Understanding Formation Dynamics Under Stress
Before teams can implement corrective measures, they must grasp how formation dynamics degrade during high-energy movements. Research on team coordination shows that physical exertion loads cognitive capacity, reducing a person’s ability to process spatial and temporal cues. At sprint speeds or during sudden stops, the margin for error shrinks from seconds to milliseconds. A formation that holds perfectly at a walk can disintegrate instantly at a run if members do not account for momentum, reaction lag, and individual fatigue.
Cohesion itself rests on three pillars: mutual awareness (knowing where each teammate is and will be), timing synchronization (moving in a coordinated cadence), and role clarity (understanding who leads, supports, or anchors). High-energy movements attack all three. Accelerations create gaps between faster and slower members. Sharp turns cause the inside and outside of the formation to stretch or compress. Obstacles force individuals to deviate around them, breaking the line. Teams that fail to anticipate these failure points will be forced into reactive reorganization, costing precious time and exposing them to threats or penalties.
Core Strategies for Preserving Formation Integrity
The following strategies form the foundation of formation control during intense maneuvers. Each has been validated through military field manuals, competitive sports drills, and real-world emergency exercises.
Clear Communication Protocols
Under high-energy conditions, voice commands are easily drowned out by noise, wind, or exertion. Teams must layer multiple communication channels. Preestablished hand signals work for silent operations or law enforcement entries. Whistle codes or short verbal cues—such as “halt,” “shift left,” or “gap”—cut through chaos when properly rehearsed. For extended formations, relayed radio communication with concise call signs prevents confusion. A critical best practice is to limit messages to one or two syllables whenever possible; long instructions increase response delay and cognitive overload.
Pre-briefed Plans and Movement Sequences
A team that waits to decide what to do mid‑movement has already lost formation. Detailed rehearsals of multi‑step maneuvers—such as a tactical airfield seizure, a soccer throw‑in routine, or a wildland fire crew relocation—eliminate ambiguity. The plan should specify order of movement, spacing, speed, and action on contact. By automating these sequences through repetition, team members free their working memory to monitor deviations rather than guess what comes next.
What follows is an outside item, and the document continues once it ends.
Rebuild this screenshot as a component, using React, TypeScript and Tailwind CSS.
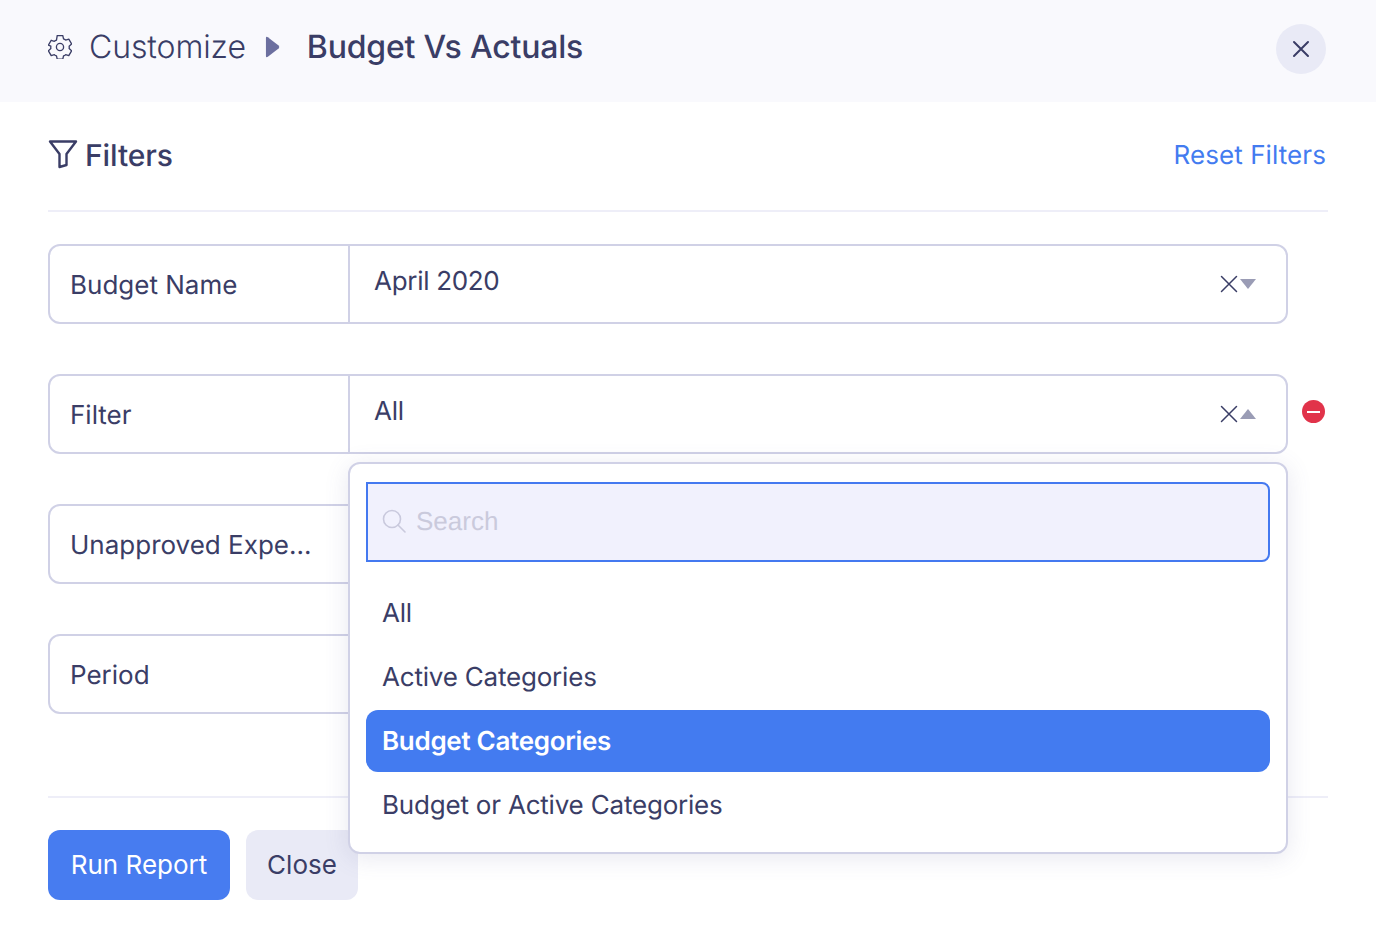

Gradual Transitions and Speed Management
Whenever tactically feasible, transitions between movement phases should be executed incrementally. Dr. Eduardo Salas’s research on team dynamics at Rice University demonstrates that abrupt command changes degrade spatial coordination by up to 40% compared to phased transitions. For example, a military squad moving from a file to a wedge formation can do so in two steps: first spread laterally, then increase forward speed. Sports teams shifting from a low block to a high press can use a short “hover” step to allow the slowest player to close the gap before the full sprint.
Explicit Role Assignments
Every formation has natural points of failure—the flanks, the pivot person, the trail element. Designating a primary leader (usually the point or center) who controls pace and direction, and a secondary integrity keeper (often the last person in line) who monitors spacing and signals issues, creates a distributed responsibility system. In law enforcement stack formations, the second officer in line is responsible for hand signals; the last officer checks the rear and verbalizes breaks in spacing. This division of labor prevents catastrophic collapse when the leader’s attention is divided.
Physical and Visual Cues
In environments where verbal communication is impossible—under water, in high wind, or during gunfire—physical touch and visual landmarks become primary. A light tap on the shoulder can communicate “stop,” “turn,” or “I need cover.” Visual cues such as the “head check” (rapidly glancing back to confirm spacing) or “beam hang” (using a laser pointer for directional reference in low light) keep the formation aligned without breaking concentration. These cues are especially valuable in sports like American football, where linemen use hip touch to maintain gaps during pass protection.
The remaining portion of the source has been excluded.